Generation emigration has a stake in the outcome of the Eighth Amendment referendum, writes Joey Kavanagh

In February 2015, after the Irish government confirmed a referendum on same-sex marriage, I set up a campaign called Get The Boat 2 Vote. It encouraged vote-eligible Irish people to return home and vote in support of equal marriage.

Three years on, despite fantastic work by campaigns like Votes for Irish Citizens Abroad and VotingRights.ie, it’s disappointing to see that the criteria under which an Irish citizen living abroad is deemed to be "vote-eligible" remains exceptionally narrow by international standards.

Under existing legislation, those who move away for a period of less than 18 months retain voting rights but, in the absence of any provisions for a postal vote or proxy vote, it’s necessary to travel home in order to cast your ballot.

By comparison, for the Brexit referendum in the UK, British citizens living abroad for up to 15 years were able to vote and could do so without a journey home.

In 2015, despite the barriers to their participation in the marriage referendum, many vote-eligible citizens decided to book flights and ferries and come #HomeToVote.

Many others were unable to take part - because they had been away too long, or were unable to travel - but made their voices heard through campaigns like Be My Yes.

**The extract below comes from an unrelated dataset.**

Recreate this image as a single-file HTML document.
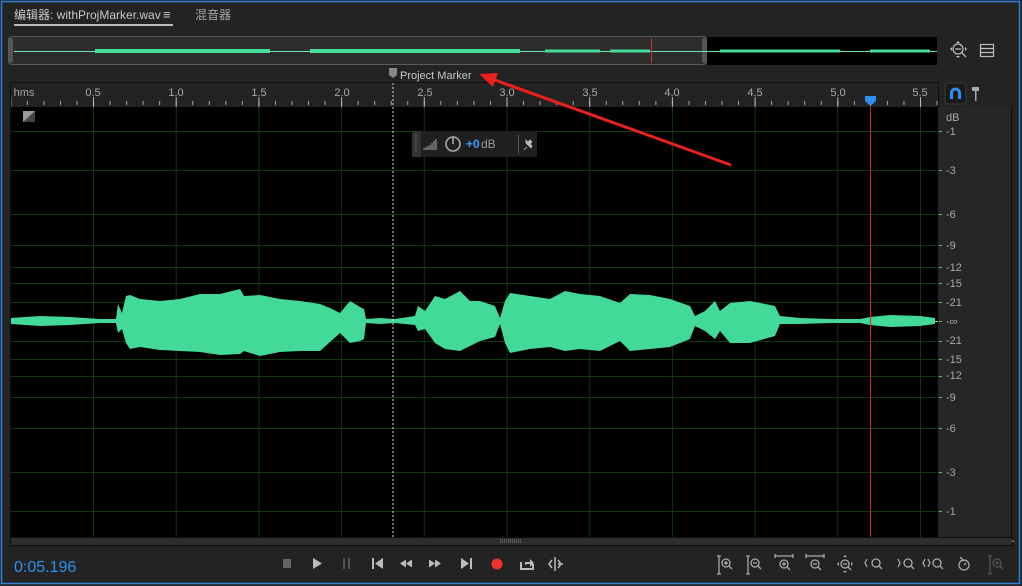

Despite the inconvenience and expense, I expect we’ll see many recent emigrants return for the forthcoming referendum on the Eighth Amendment.

The incredible work of campaigns, like the London Irish Abortion Rights Campaign, have illustrated the extent to which the so-called "generation emigration" has a stake in the outcome of this vote.

The Irish nation extends beyond its borders. If you’re an Irish citizen living abroad, I urge you to do what you can in the coming months to help shape an Ireland you can be proud to return to.

Eligible to vote and have the means to travel home? Great.

If not? Seek out or help organise demonstrations and rallies in your city to show solidarity, or multiply the vote you’ve been denied by our outdated legislation by motivating friends and family to get to the polling stations and vote for change.